- **REQUEST**: Leaving out every picture, retype the lines below from the top through the one that contains "export default App".

- **SUPPLIED MATERIAL**:
## begin

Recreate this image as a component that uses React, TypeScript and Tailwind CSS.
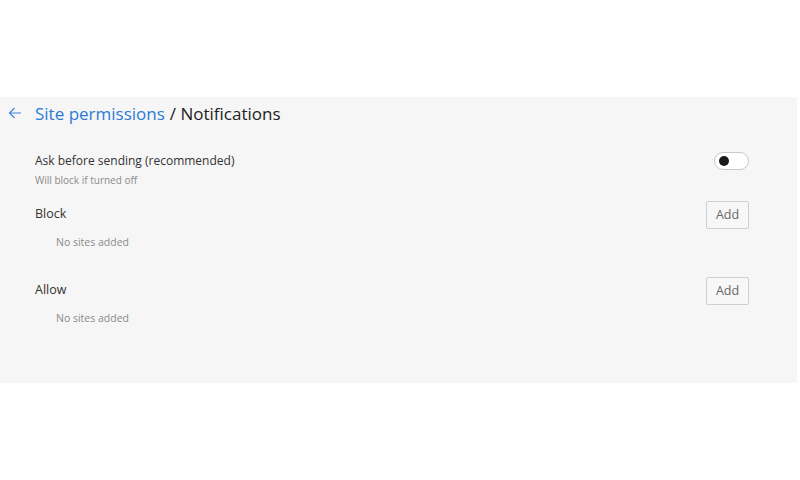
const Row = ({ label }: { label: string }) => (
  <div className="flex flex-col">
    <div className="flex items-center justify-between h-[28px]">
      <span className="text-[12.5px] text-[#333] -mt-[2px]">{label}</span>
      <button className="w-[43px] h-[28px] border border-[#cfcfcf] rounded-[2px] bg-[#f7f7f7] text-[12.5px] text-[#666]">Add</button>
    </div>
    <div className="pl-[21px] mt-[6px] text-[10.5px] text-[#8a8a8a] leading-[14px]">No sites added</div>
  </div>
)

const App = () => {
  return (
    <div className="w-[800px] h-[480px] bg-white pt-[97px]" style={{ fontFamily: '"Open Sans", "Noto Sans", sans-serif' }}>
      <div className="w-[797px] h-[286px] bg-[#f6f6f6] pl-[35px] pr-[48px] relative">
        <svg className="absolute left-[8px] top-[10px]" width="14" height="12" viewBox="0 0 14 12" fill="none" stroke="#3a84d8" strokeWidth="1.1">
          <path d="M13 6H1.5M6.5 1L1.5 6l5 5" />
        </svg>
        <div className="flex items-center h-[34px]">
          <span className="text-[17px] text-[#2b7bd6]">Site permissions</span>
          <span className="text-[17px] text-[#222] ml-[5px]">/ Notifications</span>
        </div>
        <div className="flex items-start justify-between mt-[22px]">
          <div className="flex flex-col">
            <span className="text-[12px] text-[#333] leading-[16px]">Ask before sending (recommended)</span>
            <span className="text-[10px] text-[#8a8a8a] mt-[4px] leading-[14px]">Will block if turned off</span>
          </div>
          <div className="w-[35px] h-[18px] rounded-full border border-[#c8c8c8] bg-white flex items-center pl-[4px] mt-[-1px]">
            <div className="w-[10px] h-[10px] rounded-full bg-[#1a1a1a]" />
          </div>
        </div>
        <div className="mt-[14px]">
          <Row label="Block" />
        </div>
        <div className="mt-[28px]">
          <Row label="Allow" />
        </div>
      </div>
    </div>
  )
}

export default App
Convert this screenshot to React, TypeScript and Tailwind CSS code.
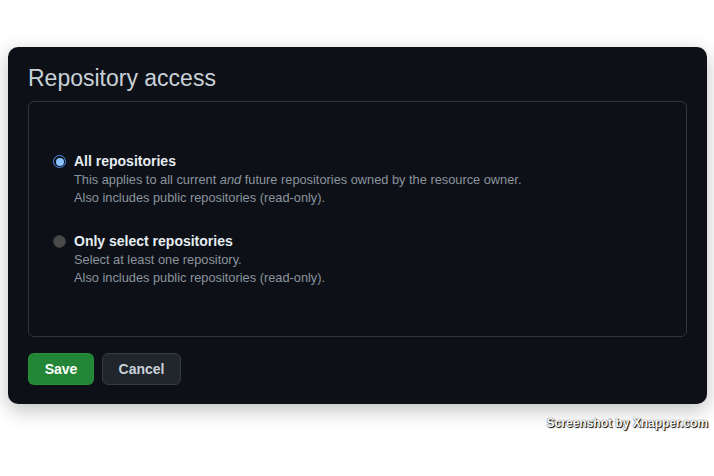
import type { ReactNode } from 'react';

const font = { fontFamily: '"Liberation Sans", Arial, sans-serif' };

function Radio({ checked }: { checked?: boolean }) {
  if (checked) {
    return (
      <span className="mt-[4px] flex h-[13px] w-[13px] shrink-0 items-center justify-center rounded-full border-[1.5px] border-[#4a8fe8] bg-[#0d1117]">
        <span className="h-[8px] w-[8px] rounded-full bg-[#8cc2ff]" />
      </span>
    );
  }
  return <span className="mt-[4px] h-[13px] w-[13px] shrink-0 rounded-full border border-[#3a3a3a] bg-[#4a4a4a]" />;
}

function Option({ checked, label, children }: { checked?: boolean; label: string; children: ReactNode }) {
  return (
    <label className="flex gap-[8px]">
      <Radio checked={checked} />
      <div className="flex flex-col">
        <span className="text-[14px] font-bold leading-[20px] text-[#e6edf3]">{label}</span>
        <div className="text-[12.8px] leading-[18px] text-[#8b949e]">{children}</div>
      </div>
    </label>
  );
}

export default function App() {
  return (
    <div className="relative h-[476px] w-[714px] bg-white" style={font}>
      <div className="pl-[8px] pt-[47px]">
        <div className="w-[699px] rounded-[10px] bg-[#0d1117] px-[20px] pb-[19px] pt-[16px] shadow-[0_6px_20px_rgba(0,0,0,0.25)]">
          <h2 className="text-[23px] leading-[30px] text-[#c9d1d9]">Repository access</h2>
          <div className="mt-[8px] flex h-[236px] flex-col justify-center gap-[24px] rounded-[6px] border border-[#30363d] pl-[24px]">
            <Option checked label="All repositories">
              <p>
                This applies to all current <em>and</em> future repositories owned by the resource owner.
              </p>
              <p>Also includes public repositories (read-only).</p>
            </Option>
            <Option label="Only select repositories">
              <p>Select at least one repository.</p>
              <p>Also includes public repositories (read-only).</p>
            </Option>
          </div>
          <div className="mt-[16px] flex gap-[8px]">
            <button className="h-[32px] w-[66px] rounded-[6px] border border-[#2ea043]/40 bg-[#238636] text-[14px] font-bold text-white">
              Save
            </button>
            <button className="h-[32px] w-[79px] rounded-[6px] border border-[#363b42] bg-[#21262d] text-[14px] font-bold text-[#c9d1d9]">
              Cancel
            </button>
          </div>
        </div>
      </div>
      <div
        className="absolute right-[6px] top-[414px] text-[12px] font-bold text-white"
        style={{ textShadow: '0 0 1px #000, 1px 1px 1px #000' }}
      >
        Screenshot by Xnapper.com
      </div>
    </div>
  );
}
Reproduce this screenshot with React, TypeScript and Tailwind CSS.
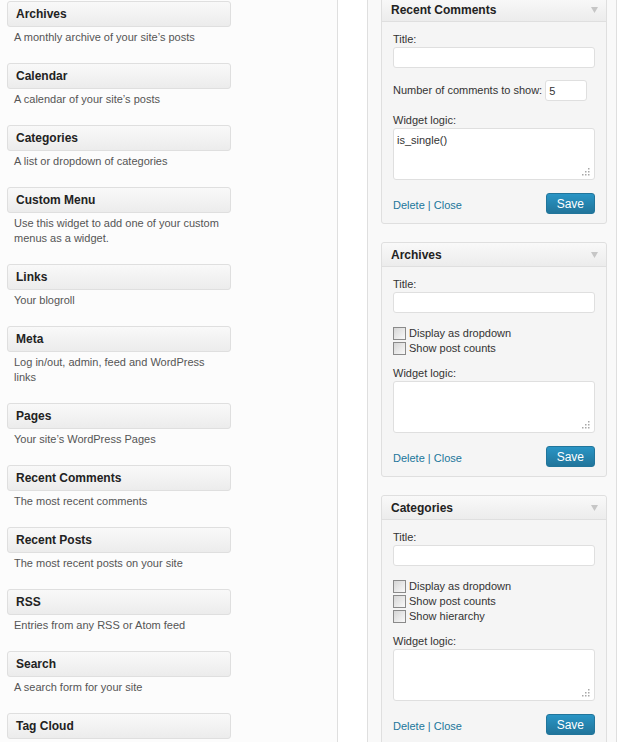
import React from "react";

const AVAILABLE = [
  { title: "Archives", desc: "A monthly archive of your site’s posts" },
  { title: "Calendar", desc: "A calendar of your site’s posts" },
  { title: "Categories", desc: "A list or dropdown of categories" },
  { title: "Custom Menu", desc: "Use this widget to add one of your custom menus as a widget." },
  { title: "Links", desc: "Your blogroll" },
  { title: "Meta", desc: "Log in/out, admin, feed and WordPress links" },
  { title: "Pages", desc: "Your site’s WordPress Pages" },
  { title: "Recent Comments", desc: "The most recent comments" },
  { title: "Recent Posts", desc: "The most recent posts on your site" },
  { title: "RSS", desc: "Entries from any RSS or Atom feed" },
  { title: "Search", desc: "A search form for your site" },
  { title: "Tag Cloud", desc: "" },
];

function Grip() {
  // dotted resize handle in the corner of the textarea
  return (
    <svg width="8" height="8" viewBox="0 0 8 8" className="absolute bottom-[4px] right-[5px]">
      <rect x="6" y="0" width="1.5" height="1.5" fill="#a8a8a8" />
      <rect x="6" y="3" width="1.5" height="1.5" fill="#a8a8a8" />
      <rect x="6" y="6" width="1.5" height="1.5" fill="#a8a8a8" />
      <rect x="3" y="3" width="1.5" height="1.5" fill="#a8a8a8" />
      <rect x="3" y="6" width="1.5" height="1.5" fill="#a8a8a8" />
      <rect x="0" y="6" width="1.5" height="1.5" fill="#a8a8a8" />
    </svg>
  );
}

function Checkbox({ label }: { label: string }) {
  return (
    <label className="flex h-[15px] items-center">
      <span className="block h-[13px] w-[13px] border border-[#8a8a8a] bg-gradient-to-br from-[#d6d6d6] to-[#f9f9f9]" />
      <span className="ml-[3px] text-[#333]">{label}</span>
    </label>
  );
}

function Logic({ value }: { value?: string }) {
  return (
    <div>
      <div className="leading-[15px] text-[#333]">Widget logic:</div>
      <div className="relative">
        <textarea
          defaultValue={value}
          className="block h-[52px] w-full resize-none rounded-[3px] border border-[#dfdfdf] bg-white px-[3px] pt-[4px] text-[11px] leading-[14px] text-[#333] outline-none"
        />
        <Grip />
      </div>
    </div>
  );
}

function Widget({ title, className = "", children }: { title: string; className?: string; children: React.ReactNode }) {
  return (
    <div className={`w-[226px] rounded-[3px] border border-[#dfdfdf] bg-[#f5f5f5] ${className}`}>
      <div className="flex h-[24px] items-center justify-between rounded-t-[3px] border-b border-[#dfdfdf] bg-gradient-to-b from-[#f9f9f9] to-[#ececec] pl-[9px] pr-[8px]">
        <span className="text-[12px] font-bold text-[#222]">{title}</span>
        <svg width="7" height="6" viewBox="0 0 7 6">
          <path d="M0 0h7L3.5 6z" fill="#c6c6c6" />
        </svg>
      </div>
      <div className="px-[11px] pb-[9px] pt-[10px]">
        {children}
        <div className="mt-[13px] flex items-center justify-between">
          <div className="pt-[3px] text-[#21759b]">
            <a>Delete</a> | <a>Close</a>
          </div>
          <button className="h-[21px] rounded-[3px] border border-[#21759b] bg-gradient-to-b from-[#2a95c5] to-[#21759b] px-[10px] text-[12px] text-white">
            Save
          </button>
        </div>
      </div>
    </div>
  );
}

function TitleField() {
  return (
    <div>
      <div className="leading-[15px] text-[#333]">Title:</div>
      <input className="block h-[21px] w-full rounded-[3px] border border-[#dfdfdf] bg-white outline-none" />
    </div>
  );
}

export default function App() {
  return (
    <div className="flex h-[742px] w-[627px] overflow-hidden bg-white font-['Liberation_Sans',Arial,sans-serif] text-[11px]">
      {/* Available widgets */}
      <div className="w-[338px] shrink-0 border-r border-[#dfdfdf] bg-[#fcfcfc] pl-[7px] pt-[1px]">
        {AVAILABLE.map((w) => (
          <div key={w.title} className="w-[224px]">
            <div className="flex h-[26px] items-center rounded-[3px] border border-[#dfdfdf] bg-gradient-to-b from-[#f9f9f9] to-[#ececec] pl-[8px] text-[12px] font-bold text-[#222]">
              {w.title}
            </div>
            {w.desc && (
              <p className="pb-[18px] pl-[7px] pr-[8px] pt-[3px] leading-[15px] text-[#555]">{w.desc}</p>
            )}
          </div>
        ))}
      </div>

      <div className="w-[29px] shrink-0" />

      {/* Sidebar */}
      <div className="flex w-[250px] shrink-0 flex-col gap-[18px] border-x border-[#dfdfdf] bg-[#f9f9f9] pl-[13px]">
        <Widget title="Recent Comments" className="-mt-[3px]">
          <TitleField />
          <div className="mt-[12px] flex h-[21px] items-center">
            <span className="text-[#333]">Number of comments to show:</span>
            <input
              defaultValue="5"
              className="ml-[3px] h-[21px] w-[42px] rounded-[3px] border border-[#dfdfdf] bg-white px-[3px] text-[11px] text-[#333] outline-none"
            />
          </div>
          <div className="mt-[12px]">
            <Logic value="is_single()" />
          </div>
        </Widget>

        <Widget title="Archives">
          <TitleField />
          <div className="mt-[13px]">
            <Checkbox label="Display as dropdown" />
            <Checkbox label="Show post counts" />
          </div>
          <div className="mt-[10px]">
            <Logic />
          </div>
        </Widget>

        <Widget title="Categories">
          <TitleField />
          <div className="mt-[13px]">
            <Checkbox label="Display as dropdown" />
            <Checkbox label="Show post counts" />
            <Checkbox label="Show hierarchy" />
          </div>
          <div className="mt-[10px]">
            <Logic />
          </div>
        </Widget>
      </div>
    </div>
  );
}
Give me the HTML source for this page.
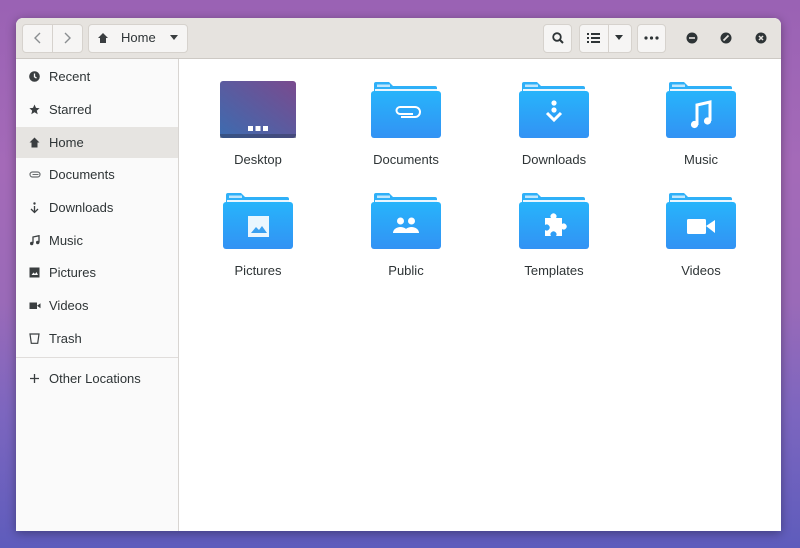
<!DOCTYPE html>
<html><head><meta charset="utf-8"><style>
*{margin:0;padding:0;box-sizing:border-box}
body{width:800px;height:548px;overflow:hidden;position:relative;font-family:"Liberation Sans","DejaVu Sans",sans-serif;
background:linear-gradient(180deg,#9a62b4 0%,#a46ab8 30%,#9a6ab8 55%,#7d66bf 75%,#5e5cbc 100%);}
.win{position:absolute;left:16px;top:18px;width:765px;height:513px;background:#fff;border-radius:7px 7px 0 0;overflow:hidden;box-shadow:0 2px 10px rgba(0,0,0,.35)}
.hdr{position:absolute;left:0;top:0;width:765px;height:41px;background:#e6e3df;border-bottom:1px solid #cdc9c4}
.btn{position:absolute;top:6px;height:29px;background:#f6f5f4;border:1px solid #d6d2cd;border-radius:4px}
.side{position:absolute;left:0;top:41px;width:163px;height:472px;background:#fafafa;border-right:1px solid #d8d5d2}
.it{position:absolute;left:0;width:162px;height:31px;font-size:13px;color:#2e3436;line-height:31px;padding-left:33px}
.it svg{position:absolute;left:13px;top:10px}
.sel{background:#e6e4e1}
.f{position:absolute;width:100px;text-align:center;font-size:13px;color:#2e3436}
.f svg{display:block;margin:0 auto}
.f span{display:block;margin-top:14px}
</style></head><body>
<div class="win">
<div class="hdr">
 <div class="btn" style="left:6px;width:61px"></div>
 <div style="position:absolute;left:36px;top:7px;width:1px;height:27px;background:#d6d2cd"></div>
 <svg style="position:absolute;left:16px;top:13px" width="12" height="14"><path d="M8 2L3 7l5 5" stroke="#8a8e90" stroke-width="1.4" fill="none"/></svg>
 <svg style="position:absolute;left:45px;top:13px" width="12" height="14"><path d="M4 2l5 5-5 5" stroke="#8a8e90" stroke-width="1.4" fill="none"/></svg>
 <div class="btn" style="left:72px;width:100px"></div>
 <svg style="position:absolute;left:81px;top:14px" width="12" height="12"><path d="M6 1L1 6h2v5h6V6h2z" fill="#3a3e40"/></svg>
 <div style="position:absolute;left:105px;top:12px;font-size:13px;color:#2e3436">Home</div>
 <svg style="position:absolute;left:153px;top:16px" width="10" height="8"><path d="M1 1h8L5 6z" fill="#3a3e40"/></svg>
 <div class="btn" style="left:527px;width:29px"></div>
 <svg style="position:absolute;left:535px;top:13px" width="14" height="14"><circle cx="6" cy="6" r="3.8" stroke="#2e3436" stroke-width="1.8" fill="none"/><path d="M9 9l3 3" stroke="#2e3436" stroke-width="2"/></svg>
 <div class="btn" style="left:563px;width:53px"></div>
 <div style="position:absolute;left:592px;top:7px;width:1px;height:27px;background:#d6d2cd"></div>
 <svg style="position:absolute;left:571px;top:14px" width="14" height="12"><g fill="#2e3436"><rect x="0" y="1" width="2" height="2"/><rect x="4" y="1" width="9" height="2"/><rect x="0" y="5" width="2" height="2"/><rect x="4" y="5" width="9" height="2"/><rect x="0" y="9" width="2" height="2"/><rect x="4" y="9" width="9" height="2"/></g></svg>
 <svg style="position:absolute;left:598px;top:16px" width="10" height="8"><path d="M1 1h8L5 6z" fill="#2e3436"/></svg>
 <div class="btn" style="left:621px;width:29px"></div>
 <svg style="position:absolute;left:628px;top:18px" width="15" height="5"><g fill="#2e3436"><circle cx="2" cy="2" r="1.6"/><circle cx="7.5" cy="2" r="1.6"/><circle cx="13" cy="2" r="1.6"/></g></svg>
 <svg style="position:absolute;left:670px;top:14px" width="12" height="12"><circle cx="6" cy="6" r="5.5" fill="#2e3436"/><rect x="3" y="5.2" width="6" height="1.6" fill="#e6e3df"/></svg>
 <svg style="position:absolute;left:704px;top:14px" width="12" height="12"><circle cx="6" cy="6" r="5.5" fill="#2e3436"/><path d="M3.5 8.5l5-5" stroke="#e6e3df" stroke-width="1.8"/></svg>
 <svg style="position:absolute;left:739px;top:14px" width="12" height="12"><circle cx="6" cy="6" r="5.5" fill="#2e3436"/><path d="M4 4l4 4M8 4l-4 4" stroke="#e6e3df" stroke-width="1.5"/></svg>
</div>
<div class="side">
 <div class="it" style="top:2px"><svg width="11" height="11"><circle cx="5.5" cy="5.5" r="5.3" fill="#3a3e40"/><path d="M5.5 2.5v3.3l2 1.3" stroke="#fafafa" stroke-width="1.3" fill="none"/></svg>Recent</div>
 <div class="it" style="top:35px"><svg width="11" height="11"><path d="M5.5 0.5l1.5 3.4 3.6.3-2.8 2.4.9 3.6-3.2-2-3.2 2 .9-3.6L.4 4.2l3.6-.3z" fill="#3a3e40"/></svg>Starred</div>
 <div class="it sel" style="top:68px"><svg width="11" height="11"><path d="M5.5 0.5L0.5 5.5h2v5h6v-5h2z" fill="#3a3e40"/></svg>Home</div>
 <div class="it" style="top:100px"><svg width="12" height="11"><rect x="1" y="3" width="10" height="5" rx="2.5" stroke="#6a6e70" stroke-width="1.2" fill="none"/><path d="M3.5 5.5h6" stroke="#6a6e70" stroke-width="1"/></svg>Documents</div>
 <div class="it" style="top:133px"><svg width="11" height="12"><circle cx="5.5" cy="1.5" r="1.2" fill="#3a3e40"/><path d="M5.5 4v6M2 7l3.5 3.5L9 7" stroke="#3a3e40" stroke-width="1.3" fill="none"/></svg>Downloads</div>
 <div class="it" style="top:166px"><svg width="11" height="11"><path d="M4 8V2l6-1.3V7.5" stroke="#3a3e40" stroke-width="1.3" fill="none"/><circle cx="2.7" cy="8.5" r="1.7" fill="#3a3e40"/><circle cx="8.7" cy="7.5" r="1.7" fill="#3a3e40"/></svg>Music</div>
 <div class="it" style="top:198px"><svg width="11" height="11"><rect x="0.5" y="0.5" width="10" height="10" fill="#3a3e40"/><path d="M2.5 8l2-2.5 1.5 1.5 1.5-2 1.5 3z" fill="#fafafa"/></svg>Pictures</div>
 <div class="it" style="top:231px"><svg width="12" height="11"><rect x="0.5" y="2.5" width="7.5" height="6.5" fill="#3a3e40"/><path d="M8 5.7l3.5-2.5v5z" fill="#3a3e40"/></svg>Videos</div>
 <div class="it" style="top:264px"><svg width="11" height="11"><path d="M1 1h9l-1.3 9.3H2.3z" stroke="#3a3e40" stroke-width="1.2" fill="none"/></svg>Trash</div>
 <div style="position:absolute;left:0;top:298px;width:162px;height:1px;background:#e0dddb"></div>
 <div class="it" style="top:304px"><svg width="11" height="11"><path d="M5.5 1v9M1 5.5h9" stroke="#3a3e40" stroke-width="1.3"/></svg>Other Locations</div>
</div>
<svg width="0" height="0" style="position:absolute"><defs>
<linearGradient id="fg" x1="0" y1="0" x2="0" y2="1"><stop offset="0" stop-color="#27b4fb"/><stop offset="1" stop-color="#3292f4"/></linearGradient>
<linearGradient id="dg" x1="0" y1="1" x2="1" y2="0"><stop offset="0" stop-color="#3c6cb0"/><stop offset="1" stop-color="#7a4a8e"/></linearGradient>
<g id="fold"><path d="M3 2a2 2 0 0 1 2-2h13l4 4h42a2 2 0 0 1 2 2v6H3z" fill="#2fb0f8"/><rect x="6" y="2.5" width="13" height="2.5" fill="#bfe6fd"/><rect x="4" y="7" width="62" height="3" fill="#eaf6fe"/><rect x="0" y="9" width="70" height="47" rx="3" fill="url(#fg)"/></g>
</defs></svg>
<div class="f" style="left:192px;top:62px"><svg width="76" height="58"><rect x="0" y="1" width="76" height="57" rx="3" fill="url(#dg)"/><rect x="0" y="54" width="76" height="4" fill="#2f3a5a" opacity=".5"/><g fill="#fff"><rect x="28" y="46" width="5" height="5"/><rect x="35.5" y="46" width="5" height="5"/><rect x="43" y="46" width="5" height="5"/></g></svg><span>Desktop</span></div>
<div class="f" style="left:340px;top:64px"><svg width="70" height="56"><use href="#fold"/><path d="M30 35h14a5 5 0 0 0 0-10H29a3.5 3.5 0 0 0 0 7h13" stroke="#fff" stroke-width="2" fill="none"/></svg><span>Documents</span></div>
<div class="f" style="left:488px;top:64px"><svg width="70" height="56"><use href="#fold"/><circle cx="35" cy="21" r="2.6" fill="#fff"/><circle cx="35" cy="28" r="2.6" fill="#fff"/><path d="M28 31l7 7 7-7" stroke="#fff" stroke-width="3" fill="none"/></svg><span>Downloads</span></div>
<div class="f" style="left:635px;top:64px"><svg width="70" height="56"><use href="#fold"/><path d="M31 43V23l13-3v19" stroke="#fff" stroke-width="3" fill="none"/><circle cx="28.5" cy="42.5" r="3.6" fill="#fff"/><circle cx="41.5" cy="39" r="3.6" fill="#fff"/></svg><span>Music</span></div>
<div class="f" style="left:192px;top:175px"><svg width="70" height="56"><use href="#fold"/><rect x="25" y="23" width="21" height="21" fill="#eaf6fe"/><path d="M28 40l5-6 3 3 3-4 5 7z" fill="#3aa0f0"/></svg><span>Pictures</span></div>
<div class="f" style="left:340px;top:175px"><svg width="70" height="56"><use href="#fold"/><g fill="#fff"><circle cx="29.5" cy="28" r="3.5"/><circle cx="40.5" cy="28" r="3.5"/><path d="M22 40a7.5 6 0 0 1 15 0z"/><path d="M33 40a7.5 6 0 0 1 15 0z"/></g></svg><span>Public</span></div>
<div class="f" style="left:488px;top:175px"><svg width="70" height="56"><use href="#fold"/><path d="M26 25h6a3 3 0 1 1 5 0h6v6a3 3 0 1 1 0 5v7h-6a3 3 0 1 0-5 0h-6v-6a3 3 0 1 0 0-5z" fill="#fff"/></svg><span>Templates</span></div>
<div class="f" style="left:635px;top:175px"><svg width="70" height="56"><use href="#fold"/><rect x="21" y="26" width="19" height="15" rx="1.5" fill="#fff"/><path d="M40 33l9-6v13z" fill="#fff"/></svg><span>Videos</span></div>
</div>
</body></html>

## end

- **EXPECTED OUTPUT**:
Recreate this image as a component that uses React, TypeScript and Tailwind CSS.
const Row = ({ label }: { label: string }) => (
  <div className="flex flex-col">
    <div className="flex items-center justify-between h-[28px]">
      <span className="text-[12.5px] text-[#333] -mt-[2px]">{label}</span>
      <button className="w-[43px] h-[28px] border border-[#cfcfcf] rounded-[2px] bg-[#f7f7f7] text-[12.5px] text-[#666]">Add</button>
    </div>
    <div className="pl-[21px] mt-[6px] text-[10.5px] text-[#8a8a8a] leading-[14px]">No sites added</div>
  </div>
)

const App = () => {
  return (
    <div className="w-[800px] h-[480px] bg-white pt-[97px]" style={{ fontFamily: '"Open Sans", "Noto Sans", sans-serif' }}>
      <div className="w-[797px] h-[286px] bg-[#f6f6f6] pl-[35px] pr-[48px] relative">
        <svg className="absolute left-[8px] top-[10px]" width="14" height="12" viewBox="0 0 14 12" fill="none" stroke="#3a84d8" strokeWidth="1.1">
          <path d="M13 6H1.5M6.5 1L1.5 6l5 5" />
        </svg>
        <div className="flex items-center h-[34px]">
          <span className="text-[17px] text-[#2b7bd6]">Site permissions</span>
          <span className="text-[17px] text-[#222] ml-[5px]">/ Notifications</span>
        </div>
        <div className="flex items-start justify-between mt-[22px]">
          <div className="flex flex-col">
            <span className="text-[12px] text-[#333] leading-[16px]">Ask before sending (recommended)</span>
            <span className="text-[10px] text-[#8a8a8a] mt-[4px] leading-[14px]">Will block if turned off</span>
          </div>
          <div className="w-[35px] h-[18px] rounded-full border border-[#c8c8c8] bg-white flex items-center pl-[4px] mt-[-1px]">
            <div className="w-[10px] h-[10px] rounded-full bg-[#1a1a1a]" />
          </div>
        </div>
        <div className="mt-[14px]">
          <Row label="Block" />
        </div>
        <div className="mt-[28px]">
          <Row label="Allow" />
        </div>
      </div>
    </div>
  )
}

export default App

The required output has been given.